La struttura è stata collegata a una sacca, posta a 3 metri di profondità, un meccanismo simile a quello delle reti da pesca, volto a raccogliere scarti di plastica a partire da 1 cm di diametro. La barriera, dotata di tecnologia di trasmissione della posizione per impedire alle navi di imbattersi in essa, è entrata in funzione lo scorso settembre e terminerà la sua missione nel 2020.

I ricercatori hanno previsto che grazie a Ocean Cleanup si potranno  rimuovere il 50 percento dei rifiuti entro 5 anni ed il 90 percento entro il 2040. Tuttavia, gli ambientalisti hanno espresso preoccupazione per l’impatto che un simile sistema potrebbe avere sulla vita marina e d’altra parte c’è chi ritiene che l’attenzione dovrebbe concentrarsi più che altro su una politica e su una legislazione forti in materia di riduzione della plastica usa e getta.

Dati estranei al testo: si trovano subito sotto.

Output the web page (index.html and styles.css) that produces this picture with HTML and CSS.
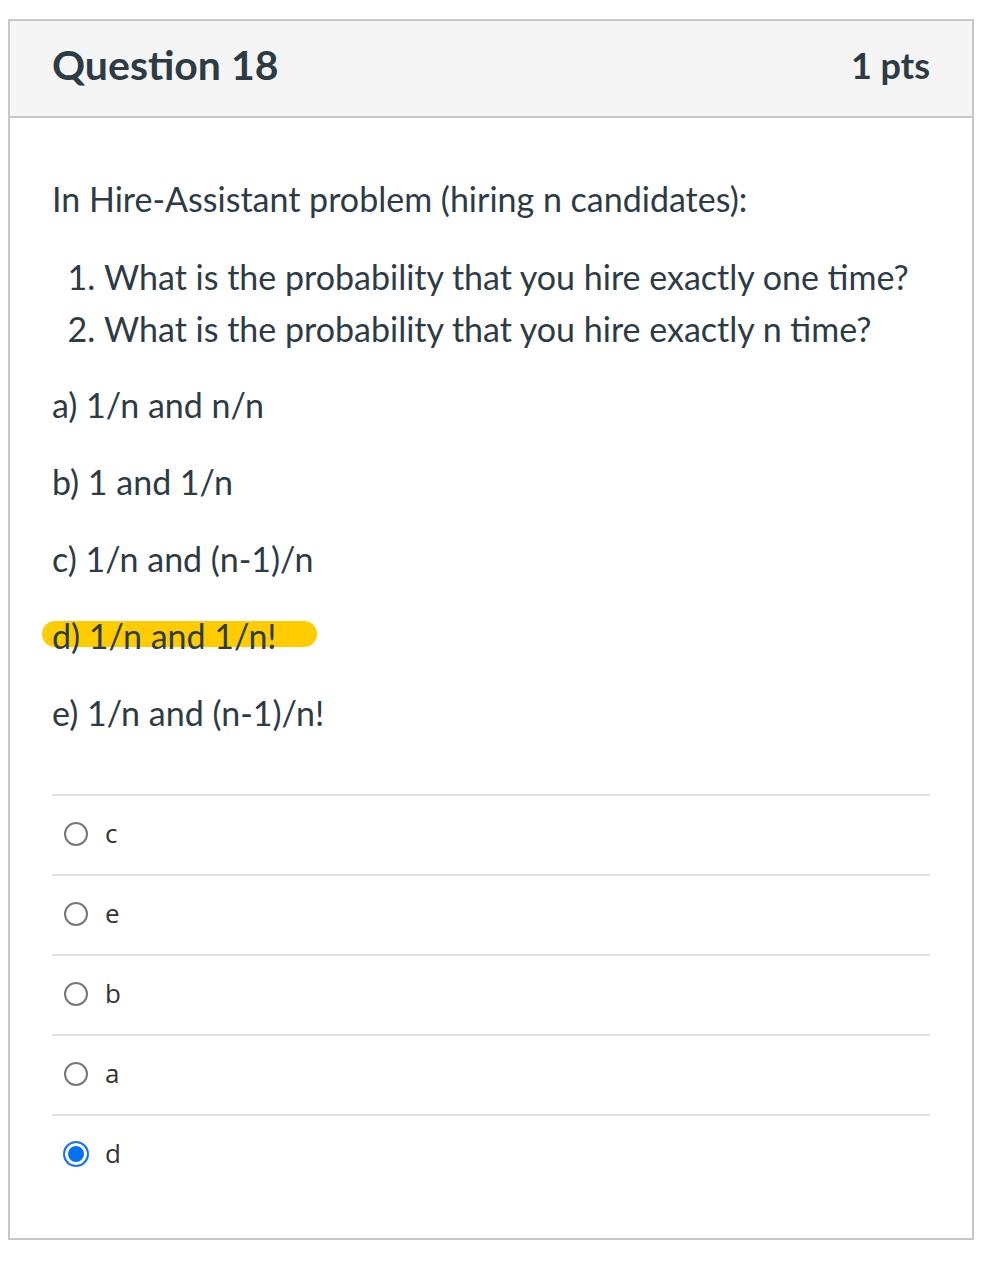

Tra questi ultimi spicca il nome di Alex Bellini, esploratore e mental coach italiano, divenuto famoso per le sue imprese estreme tra le quali ricordiamo la traversata oceanica a remi compiuta nel 2008, da Genova al Brasile e l’attraversamento con sci e slitta della Vatnajokull definita la cappa di ghiaccio più grande per volume in Europa. Alex è adesso alle prese con una nuova importante missione chiamata “10 rivers 1 ocean”.

L’esploratore, a bordo di imbarcazioni ogni volta create con materiale di scarto e assemblato sul posto, navigherà le acque dei dieci fiumi  più inquinati dalla plastica di tutto il pianeta per raccontare una storia che molti ignorano: oltre l’80 percento della plastica che inquina gli Oceani ha origine dai fiumi. In particolare, dopo aver visitato il Gange, il Niger, il Nilo, l’Hai He, il Fiume Giallo, lo Yangtze, l’Amur, il Fiume delle Perle, il Mekong e l’Indo, sarà la volta, nel mese di luglio, della Pacific Garbage Patch.

«Lo faccio per smuovere le coscienze», dice Alex, «perché ancora oggi  molta gente non conosce l’enormità del problema o forse lo ignora; perché se non facciamo nulla le previsioni affermano che entro il 2050 la plastica potrebbe pesare più di tutte le specie marine. Non è solo un problema ecologico o economico. È un problema di salute, della salute di tutti.

Lo faccio perché siamo i soli responsabili e gli unici che possono fare qualcosa. Lo faccio perché non esiste un Planet B. Ci capita di essere così tanto immersi nei problemi, da non riuscire neanche ad immaginare un rimedio. Nella mia avventura mia allontanerò dal cuore del dramma della plastica per cercare una soluzione, che può arrivare solo osservando da lontano il nostro unico e grande Oceano».